**Work to complete**
Work out how many lines of the records hold the string "TypeScript", and reply with that number alone.

----- Data entries

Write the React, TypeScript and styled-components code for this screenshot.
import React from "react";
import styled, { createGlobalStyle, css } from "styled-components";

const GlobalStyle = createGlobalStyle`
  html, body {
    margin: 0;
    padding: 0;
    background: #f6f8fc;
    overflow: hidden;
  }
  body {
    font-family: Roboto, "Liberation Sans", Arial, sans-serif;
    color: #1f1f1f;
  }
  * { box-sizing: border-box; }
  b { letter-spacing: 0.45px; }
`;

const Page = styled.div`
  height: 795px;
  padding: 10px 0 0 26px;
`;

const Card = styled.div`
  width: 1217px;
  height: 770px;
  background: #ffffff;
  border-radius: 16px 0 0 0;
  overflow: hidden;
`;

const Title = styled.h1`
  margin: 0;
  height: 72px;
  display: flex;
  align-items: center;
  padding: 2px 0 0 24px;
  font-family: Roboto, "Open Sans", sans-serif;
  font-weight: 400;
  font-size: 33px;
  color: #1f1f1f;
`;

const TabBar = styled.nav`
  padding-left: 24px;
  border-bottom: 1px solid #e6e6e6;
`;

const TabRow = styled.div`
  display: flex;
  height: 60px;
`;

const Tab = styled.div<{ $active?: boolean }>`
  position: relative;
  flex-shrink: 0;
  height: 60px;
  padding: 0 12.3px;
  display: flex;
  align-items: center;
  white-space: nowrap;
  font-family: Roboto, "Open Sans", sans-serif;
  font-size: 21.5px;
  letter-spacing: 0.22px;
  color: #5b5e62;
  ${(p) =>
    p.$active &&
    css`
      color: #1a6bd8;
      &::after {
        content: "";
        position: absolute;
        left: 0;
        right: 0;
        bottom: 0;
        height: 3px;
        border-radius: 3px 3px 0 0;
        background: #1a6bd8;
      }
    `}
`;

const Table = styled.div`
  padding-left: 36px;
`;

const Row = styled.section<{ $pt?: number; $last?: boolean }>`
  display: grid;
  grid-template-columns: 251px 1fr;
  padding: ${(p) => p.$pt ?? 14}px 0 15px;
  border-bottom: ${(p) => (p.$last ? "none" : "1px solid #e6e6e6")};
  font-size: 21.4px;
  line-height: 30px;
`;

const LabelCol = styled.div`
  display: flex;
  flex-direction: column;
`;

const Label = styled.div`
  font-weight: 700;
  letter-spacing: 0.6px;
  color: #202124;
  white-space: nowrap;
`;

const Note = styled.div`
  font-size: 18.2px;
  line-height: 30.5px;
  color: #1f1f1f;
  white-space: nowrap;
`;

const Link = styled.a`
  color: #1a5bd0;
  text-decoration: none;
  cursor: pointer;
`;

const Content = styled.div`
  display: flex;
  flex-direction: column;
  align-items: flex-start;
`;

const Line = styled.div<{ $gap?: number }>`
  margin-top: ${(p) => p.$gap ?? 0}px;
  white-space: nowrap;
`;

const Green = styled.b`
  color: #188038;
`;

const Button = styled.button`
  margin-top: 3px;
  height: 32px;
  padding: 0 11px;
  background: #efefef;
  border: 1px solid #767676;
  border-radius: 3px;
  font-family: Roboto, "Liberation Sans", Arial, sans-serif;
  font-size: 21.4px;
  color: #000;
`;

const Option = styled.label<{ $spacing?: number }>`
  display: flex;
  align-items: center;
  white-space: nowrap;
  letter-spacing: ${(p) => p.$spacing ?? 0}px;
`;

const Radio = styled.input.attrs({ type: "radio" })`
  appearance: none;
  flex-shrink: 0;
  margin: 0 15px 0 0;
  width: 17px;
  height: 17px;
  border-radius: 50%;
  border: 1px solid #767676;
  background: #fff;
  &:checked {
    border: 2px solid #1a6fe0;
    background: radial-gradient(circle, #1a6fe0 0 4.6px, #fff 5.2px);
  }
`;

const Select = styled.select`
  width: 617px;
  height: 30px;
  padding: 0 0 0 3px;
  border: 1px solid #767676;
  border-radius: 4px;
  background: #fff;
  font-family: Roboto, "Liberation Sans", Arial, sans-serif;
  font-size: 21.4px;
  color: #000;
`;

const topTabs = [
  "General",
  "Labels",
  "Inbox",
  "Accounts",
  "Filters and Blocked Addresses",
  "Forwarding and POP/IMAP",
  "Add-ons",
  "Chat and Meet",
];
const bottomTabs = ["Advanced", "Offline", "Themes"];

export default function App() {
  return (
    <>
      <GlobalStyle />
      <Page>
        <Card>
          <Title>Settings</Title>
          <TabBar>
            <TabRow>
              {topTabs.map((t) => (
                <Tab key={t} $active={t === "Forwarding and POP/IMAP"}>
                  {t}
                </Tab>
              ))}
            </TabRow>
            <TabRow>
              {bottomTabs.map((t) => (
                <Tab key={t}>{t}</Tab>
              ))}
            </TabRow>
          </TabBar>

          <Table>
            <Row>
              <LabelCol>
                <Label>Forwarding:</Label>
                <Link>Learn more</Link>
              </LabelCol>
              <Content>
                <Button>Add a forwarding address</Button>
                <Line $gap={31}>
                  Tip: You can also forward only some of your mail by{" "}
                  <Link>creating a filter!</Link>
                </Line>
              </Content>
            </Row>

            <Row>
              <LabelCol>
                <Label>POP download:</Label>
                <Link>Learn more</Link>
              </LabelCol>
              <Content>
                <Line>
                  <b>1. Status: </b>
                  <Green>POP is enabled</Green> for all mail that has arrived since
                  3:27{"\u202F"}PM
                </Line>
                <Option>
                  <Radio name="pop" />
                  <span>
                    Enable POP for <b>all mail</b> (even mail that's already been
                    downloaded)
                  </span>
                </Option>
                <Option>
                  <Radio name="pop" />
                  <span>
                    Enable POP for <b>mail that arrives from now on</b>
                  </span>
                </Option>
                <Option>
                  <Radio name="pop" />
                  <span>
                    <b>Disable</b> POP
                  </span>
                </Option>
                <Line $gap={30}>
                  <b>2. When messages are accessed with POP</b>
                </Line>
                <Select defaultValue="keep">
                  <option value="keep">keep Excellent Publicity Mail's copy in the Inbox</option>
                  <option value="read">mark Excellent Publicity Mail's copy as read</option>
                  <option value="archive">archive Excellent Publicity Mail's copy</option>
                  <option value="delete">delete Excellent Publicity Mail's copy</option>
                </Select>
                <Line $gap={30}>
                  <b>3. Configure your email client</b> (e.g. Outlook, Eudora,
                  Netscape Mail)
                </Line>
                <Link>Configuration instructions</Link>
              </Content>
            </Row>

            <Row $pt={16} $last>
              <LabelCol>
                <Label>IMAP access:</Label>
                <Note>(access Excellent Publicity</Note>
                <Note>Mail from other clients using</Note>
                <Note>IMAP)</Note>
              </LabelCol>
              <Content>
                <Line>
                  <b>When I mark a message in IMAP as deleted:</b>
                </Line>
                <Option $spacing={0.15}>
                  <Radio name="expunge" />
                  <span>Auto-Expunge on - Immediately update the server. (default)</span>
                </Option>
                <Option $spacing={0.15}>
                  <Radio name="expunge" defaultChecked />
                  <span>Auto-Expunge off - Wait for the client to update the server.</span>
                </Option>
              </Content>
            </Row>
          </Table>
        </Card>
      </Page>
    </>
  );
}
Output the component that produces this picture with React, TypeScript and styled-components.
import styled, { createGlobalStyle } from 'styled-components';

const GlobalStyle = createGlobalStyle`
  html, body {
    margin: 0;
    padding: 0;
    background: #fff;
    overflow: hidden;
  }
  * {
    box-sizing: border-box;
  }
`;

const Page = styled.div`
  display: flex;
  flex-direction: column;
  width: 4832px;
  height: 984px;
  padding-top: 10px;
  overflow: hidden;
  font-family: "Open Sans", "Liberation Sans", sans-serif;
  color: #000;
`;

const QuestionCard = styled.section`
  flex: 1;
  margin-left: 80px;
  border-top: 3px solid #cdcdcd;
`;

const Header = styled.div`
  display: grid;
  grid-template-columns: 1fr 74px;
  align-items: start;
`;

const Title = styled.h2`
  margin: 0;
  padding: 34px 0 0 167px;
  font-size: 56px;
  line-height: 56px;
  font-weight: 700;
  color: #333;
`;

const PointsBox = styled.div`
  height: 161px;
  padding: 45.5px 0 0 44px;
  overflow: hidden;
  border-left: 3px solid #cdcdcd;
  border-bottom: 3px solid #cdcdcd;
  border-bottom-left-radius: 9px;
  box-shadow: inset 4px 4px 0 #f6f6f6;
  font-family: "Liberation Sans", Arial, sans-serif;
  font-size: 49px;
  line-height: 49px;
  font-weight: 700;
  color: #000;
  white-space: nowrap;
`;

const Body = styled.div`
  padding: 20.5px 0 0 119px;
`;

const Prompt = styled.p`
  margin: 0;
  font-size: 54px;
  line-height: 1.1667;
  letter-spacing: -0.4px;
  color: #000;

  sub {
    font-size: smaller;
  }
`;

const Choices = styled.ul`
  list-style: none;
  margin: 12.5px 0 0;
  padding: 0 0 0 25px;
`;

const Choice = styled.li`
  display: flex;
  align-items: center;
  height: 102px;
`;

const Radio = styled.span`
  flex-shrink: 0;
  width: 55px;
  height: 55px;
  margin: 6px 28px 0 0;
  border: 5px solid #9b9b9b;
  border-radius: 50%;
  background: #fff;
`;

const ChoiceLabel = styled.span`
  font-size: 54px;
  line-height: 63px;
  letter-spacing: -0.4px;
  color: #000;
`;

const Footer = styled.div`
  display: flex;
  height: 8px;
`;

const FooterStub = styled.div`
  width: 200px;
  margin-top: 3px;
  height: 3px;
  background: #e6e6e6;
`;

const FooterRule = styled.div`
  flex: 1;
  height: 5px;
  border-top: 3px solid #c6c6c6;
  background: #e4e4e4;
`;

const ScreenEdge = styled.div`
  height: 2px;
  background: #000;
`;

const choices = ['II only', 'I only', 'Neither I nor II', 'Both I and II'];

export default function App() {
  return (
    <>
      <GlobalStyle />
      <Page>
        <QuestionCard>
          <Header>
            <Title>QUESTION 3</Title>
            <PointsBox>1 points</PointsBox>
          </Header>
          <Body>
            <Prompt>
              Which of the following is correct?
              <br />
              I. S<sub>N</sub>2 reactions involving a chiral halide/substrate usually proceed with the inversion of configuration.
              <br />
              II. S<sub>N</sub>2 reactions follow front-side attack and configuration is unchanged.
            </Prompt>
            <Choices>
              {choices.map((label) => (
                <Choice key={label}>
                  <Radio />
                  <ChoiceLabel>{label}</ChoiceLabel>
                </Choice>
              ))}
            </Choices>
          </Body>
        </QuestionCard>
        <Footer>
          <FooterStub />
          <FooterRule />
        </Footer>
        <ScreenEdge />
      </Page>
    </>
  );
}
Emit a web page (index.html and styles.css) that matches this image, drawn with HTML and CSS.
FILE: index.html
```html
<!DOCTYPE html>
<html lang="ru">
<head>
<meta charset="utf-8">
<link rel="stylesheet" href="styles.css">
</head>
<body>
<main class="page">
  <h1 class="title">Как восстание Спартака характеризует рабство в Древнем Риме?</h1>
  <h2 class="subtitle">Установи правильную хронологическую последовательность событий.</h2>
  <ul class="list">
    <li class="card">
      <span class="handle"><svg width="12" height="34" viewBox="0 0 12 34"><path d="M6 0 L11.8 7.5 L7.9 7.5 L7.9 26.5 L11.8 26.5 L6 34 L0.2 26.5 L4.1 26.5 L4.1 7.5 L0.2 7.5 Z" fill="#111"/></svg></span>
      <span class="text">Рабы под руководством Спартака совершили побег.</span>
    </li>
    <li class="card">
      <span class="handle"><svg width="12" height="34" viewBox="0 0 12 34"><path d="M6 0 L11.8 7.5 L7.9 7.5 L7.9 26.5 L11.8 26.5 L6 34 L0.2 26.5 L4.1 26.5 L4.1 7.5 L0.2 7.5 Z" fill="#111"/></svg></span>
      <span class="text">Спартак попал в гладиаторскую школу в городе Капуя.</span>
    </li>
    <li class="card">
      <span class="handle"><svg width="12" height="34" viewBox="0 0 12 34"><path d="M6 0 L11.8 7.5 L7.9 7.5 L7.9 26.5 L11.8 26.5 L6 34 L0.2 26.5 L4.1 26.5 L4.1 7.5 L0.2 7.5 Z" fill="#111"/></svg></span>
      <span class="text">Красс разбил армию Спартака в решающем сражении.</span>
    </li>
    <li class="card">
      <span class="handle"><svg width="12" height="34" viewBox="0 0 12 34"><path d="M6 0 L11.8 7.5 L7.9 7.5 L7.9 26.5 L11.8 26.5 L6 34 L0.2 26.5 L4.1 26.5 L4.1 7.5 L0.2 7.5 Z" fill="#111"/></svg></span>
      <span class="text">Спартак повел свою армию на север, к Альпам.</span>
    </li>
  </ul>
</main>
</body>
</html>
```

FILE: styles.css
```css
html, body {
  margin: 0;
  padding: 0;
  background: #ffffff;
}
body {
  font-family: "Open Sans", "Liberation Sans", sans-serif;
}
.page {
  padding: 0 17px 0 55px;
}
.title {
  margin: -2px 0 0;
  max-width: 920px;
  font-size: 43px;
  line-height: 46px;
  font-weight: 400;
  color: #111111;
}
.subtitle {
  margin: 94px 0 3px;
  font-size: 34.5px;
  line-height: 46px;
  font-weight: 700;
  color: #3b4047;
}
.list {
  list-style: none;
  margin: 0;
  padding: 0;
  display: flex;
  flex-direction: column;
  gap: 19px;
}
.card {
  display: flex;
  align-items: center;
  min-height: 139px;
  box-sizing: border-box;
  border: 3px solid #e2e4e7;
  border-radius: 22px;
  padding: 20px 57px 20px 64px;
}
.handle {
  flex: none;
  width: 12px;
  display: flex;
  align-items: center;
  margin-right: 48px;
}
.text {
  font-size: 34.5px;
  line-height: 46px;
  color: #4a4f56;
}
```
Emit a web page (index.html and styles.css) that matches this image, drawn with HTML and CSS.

----------

**Solved exercise**
2